STATED TASK - Write out the material exactly. Do not include the pictures.

INFORMATION PROVIDED -
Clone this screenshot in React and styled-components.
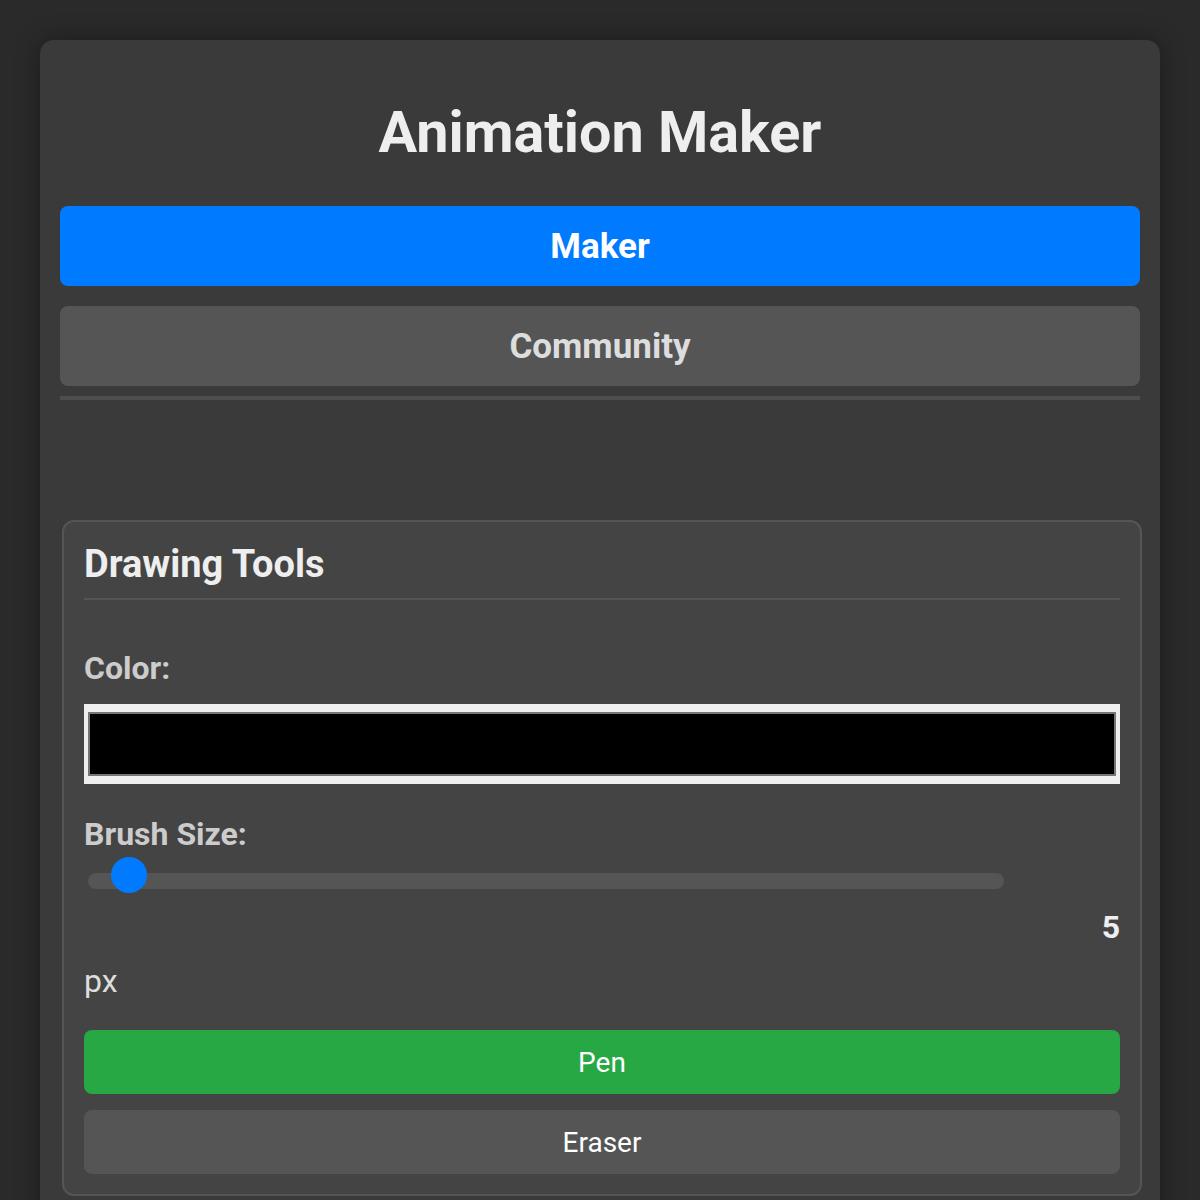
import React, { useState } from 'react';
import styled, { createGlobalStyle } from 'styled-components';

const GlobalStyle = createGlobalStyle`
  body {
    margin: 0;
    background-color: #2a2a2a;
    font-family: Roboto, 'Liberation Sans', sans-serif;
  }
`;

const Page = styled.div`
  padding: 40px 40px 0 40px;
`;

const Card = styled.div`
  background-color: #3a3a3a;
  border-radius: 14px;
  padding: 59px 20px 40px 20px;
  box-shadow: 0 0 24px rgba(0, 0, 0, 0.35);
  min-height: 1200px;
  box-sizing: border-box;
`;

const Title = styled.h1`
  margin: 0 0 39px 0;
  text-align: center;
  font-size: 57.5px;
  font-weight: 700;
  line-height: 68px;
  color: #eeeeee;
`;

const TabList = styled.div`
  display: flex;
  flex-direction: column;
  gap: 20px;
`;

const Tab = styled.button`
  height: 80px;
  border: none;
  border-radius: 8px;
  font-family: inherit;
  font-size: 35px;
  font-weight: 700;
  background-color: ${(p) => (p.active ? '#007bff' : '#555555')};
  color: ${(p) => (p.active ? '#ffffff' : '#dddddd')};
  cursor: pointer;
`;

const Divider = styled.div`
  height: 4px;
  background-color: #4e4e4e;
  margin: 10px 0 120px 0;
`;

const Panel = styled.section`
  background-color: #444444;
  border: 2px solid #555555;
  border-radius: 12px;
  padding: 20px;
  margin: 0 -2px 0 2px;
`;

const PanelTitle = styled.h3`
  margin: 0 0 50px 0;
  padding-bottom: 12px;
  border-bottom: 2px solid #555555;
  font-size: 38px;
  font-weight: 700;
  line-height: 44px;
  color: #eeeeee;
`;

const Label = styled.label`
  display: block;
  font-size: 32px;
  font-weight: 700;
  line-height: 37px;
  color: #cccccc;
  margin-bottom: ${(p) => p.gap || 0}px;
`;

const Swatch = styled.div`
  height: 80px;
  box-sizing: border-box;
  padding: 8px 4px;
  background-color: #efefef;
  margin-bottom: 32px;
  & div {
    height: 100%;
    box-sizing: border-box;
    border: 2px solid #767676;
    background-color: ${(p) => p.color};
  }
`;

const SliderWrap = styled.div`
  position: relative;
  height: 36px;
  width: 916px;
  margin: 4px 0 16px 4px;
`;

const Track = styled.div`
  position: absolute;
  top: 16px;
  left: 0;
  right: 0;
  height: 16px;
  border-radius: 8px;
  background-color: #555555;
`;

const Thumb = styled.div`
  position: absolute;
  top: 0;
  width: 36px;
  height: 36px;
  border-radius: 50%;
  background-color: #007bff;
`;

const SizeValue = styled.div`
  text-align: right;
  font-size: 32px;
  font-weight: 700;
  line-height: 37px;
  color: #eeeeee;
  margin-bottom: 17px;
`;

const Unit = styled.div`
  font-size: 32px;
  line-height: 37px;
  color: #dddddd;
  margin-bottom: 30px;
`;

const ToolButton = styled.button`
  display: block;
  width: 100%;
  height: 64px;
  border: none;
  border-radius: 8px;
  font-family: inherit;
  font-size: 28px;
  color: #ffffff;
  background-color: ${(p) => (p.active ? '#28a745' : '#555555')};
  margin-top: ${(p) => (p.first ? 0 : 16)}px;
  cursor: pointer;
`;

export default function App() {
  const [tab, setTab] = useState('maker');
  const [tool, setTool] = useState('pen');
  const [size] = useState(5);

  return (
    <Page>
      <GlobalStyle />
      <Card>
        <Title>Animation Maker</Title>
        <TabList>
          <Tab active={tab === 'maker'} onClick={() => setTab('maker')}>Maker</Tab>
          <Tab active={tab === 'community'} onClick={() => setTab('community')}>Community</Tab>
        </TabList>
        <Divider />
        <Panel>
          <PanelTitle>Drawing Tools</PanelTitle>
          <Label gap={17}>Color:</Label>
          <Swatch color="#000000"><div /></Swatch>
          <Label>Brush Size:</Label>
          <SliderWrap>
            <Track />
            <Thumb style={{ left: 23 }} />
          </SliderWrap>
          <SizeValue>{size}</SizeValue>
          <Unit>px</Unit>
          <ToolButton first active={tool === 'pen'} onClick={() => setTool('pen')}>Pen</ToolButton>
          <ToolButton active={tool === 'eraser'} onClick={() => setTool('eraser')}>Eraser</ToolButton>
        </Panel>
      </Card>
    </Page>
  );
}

EXERCISE RESULT -
Clone this screenshot in React and styled-components.
import React, { useState } from 'react';
import styled, { createGlobalStyle } from 'styled-components';

const GlobalStyle = createGlobalStyle`
  body {
    margin: 0;
    background-color: #2a2a2a;
    font-family: Roboto, 'Liberation Sans', sans-serif;
  }
`;

const Page = styled.div`
  padding: 40px 40px 0 40px;
`;

const Card = styled.div`
  background-color: #3a3a3a;
  border-radius: 14px;
  padding: 59px 20px 40px 20px;
  box-shadow: 0 0 24px rgba(0, 0, 0, 0.35);
  min-height: 1200px;
  box-sizing: border-box;
`;

const Title = styled.h1`
  margin: 0 0 39px 0;
  text-align: center;
  font-size: 57.5px;
  font-weight: 700;
  line-height: 68px;
  color: #eeeeee;
`;

const TabList = styled.div`
  display: flex;
  flex-direction: column;
  gap: 20px;
`;

const Tab = styled.button`
  height: 80px;
  border: none;
  border-radius: 8px;
  font-family: inherit;
  font-size: 35px;
  font-weight: 700;
  background-color: ${(p) => (p.active ? '#007bff' : '#555555')};
  color: ${(p) => (p.active ? '#ffffff' : '#dddddd')};
  cursor: pointer;
`;

const Divider = styled.div`
  height: 4px;
  background-color: #4e4e4e;
  margin: 10px 0 120px 0;
`;

const Panel = styled.section`
  background-color: #444444;
  border: 2px solid #555555;
  border-radius: 12px;
  padding: 20px;
  margin: 0 -2px 0 2px;
`;

const PanelTitle = styled.h3`
  margin: 0 0 50px 0;
  padding-bottom: 12px;
  border-bottom: 2px solid #555555;
  font-size: 38px;
  font-weight: 700;
  line-height: 44px;
  color: #eeeeee;
`;

const Label = styled.label`
  display: block;
  font-size: 32px;
  font-weight: 700;
  line-height: 37px;
  color: #cccccc;
  margin-bottom: ${(p) => p.gap || 0}px;
`;

const Swatch = styled.div`
  height: 80px;
  box-sizing: border-box;
  padding: 8px 4px;
  background-color: #efefef;
  margin-bottom: 32px;
  & div {
    height: 100%;
    box-sizing: border-box;
    border: 2px solid #767676;
    background-color: ${(p) => p.color};
  }
`;

const SliderWrap = styled.div`
  position: relative;
  height: 36px;
  width: 916px;
  margin: 4px 0 16px 4px;
`;

const Track = styled.div`
  position: absolute;
  top: 16px;
  left: 0;
  right: 0;
  height: 16px;
  border-radius: 8px;
  background-color: #555555;
`;

const Thumb = styled.div`
  position: absolute;
  top: 0;
  width: 36px;
  height: 36px;
  border-radius: 50%;
  background-color: #007bff;
`;

const SizeValue = styled.div`
  text-align: right;
  font-size: 32px;
  font-weight: 700;
  line-height: 37px;
  color: #eeeeee;
  margin-bottom: 17px;
`;

const Unit = styled.div`
  font-size: 32px;
  line-height: 37px;
  color: #dddddd;
  margin-bottom: 30px;
`;

const ToolButton = styled.button`
  display: block;
  width: 100%;
  height: 64px;
  border: none;
  border-radius: 8px;
  font-family: inherit;
  font-size: 28px;
  color: #ffffff;
  background-color: ${(p) => (p.active ? '#28a745' : '#555555')};
  margin-top: ${(p) => (p.first ? 0 : 16)}px;
  cursor: pointer;
`;

export default function App() {
  const [tab, setTab] = useState('maker');
  const [tool, setTool] = useState('pen');
  const [size] = useState(5);

  return (
    <Page>
      <GlobalStyle />
      <Card>
        <Title>Animation Maker</Title>
        <TabList>
          <Tab active={tab === 'maker'} onClick={() => setTab('maker')}>Maker</Tab>
          <Tab active={tab === 'community'} onClick={() => setTab('community')}>Community</Tab>
        </TabList>
        <Divider />
        <Panel>
          <PanelTitle>Drawing Tools</PanelTitle>
          <Label gap={17}>Color:</Label>
          <Swatch color="#000000"><div /></Swatch>
          <Label>Brush Size:</Label>
          <SliderWrap>
            <Track />
            <Thumb style={{ left: 23 }} />
          </SliderWrap>
          <SizeValue>{size}</SizeValue>
          <Unit>px</Unit>
          <ToolButton first active={tool === 'pen'} onClick={() => setTool('pen')}>Pen</ToolButton>
          <ToolButton active={tool === 'eraser'} onClick={() => setTool('eraser')}>Eraser</ToolButton>
        </Panel>
      </Card>
    </Page>
  );
}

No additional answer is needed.